- REQUIREMENT:
Look through the listing below and give the number of lines that hold "table". Say nothing more.

- DATA EXCERPTS:
----------

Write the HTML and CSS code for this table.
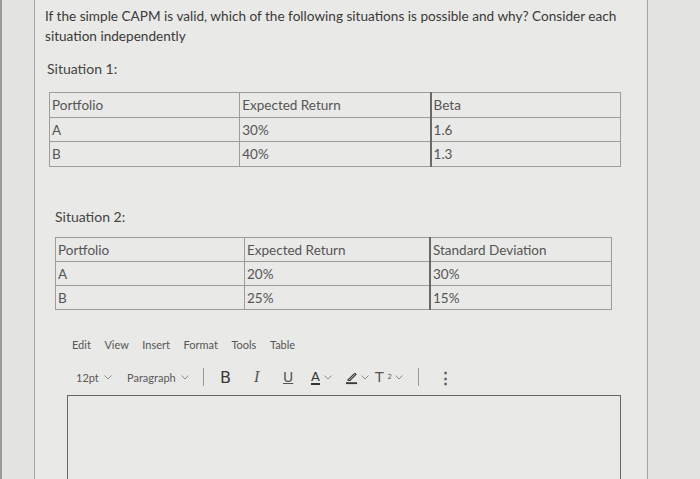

----------

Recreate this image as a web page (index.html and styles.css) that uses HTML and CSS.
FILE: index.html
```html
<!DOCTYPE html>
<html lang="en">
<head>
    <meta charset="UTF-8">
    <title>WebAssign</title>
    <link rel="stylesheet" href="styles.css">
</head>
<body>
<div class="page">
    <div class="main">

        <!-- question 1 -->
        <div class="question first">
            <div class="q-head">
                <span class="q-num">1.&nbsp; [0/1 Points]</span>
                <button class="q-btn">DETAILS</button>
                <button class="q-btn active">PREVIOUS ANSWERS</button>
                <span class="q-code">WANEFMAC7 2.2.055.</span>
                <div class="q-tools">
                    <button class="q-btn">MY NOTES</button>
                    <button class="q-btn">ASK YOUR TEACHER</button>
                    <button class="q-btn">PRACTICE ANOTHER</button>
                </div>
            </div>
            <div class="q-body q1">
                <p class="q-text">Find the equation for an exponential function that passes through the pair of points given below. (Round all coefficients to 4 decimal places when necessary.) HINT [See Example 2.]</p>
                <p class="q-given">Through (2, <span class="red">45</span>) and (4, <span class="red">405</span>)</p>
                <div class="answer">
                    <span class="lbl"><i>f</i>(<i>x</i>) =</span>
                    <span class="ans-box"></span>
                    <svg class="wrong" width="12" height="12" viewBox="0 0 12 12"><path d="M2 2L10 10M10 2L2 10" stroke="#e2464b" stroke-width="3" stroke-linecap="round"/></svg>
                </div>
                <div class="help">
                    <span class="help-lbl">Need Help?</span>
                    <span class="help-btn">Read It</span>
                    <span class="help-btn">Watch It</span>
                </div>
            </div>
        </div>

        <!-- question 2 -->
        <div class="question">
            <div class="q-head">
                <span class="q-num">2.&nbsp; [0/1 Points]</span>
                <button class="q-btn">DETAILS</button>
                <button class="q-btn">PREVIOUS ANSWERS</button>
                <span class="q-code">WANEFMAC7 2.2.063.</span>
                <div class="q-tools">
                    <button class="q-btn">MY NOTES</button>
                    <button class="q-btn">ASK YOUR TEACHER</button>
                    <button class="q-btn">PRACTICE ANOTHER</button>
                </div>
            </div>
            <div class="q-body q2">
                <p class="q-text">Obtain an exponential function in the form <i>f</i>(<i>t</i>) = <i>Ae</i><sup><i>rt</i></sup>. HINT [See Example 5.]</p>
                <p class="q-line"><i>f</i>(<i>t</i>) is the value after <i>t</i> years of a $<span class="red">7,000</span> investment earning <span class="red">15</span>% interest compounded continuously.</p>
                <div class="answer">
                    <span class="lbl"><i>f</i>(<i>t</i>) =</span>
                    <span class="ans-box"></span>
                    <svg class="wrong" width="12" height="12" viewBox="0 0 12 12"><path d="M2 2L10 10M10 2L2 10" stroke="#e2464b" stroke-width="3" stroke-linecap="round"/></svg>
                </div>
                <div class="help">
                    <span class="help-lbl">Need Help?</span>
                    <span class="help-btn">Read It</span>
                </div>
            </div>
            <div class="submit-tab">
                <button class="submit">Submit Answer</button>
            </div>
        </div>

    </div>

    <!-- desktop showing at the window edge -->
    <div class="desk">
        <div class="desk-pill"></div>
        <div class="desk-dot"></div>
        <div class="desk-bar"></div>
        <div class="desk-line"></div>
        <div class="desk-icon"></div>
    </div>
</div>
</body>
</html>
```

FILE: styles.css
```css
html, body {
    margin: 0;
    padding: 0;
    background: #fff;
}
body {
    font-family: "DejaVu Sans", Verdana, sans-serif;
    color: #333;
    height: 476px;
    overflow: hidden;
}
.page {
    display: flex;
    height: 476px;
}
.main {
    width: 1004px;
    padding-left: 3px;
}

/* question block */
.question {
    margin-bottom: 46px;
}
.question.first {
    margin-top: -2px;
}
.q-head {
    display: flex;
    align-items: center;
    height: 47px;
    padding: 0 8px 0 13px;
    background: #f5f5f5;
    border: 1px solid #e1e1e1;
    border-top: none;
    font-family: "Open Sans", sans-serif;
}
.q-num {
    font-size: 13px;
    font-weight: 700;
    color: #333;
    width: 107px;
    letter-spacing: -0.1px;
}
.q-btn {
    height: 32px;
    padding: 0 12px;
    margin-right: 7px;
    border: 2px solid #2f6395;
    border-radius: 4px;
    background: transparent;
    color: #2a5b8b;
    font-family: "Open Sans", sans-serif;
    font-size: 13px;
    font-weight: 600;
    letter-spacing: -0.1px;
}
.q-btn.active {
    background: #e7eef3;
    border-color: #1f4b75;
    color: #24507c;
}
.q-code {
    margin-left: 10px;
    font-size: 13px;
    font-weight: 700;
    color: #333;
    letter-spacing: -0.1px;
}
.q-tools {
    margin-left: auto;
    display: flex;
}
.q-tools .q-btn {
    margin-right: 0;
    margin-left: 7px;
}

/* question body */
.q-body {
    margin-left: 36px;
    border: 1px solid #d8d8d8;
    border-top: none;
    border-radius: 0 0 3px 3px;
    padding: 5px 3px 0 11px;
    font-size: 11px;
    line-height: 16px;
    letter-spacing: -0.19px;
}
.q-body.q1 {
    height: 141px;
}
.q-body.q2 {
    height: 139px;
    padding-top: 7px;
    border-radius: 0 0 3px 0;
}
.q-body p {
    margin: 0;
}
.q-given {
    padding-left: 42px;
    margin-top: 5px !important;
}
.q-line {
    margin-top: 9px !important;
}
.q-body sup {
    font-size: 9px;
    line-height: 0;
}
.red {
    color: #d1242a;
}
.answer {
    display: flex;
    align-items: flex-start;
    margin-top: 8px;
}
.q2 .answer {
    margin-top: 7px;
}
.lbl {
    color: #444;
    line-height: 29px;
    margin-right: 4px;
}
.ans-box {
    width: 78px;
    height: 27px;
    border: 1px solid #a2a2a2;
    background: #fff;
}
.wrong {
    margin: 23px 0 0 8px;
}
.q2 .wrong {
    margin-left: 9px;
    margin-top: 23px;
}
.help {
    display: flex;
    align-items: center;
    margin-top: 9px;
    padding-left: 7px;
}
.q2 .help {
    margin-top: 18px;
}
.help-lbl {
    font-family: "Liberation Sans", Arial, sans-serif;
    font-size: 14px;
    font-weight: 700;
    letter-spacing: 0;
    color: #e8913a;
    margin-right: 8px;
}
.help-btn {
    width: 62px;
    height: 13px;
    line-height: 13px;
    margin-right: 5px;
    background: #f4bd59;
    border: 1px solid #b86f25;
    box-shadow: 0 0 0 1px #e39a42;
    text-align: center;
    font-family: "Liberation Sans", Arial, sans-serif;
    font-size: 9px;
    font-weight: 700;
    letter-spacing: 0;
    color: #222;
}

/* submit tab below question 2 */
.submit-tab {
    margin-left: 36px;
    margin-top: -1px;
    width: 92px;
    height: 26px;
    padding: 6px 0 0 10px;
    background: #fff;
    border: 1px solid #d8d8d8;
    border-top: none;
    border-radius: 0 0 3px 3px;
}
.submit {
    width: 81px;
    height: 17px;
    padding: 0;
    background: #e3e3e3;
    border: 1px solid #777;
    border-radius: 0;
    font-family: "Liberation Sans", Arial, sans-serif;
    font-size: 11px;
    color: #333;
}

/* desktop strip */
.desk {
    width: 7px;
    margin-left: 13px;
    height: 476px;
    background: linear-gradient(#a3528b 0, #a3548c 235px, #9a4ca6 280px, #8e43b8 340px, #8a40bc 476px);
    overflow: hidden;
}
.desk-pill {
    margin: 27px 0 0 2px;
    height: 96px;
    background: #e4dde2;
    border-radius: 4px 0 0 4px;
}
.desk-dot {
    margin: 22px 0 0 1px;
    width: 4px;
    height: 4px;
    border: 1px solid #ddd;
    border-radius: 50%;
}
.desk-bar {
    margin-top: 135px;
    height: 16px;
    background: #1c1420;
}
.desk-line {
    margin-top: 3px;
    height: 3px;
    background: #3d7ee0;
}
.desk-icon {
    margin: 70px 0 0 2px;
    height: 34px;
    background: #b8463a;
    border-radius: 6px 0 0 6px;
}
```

----------

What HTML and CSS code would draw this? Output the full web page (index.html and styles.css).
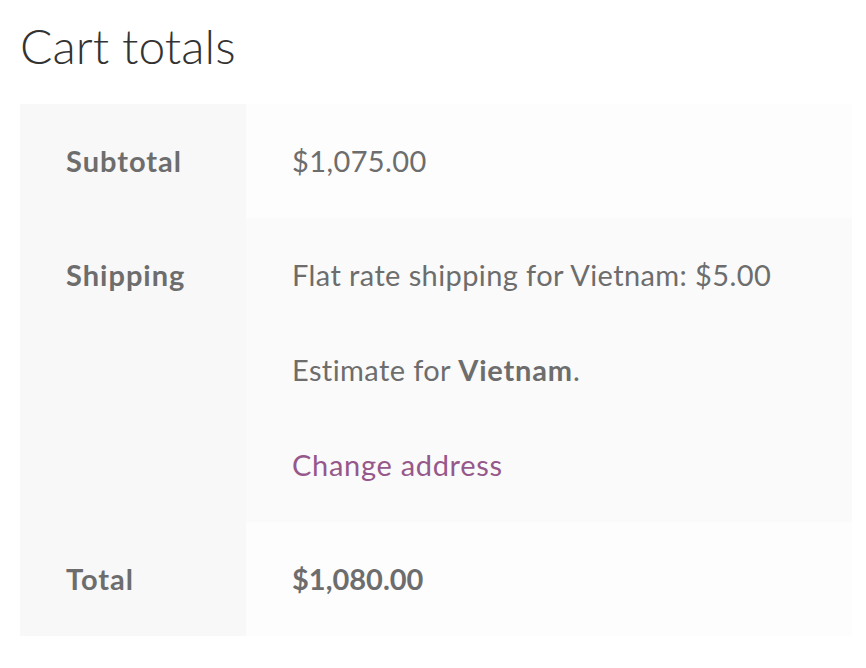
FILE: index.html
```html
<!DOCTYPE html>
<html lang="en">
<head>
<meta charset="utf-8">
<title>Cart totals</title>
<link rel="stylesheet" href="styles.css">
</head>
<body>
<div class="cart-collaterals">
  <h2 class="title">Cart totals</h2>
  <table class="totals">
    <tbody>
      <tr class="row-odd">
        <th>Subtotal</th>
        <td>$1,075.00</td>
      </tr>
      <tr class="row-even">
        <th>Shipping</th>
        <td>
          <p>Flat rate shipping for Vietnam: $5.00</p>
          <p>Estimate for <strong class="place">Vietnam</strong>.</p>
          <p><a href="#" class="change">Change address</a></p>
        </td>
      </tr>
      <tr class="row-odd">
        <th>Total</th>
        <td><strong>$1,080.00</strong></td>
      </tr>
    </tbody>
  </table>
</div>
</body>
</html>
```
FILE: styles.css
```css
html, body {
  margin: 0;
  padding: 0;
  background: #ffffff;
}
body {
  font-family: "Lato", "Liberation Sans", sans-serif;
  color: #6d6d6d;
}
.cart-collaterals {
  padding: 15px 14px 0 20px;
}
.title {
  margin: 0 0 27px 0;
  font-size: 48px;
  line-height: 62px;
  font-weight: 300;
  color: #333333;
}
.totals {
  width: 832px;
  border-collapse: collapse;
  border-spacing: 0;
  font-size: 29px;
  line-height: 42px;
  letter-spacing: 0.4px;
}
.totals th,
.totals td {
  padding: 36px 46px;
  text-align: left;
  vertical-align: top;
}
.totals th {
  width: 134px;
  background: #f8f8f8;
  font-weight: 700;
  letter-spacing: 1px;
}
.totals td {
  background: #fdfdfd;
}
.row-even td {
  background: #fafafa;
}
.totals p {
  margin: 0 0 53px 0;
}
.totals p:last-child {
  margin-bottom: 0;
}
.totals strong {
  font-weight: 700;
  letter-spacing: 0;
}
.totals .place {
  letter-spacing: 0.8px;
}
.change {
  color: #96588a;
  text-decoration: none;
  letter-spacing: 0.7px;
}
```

----------

- TASK RESPONSE:
3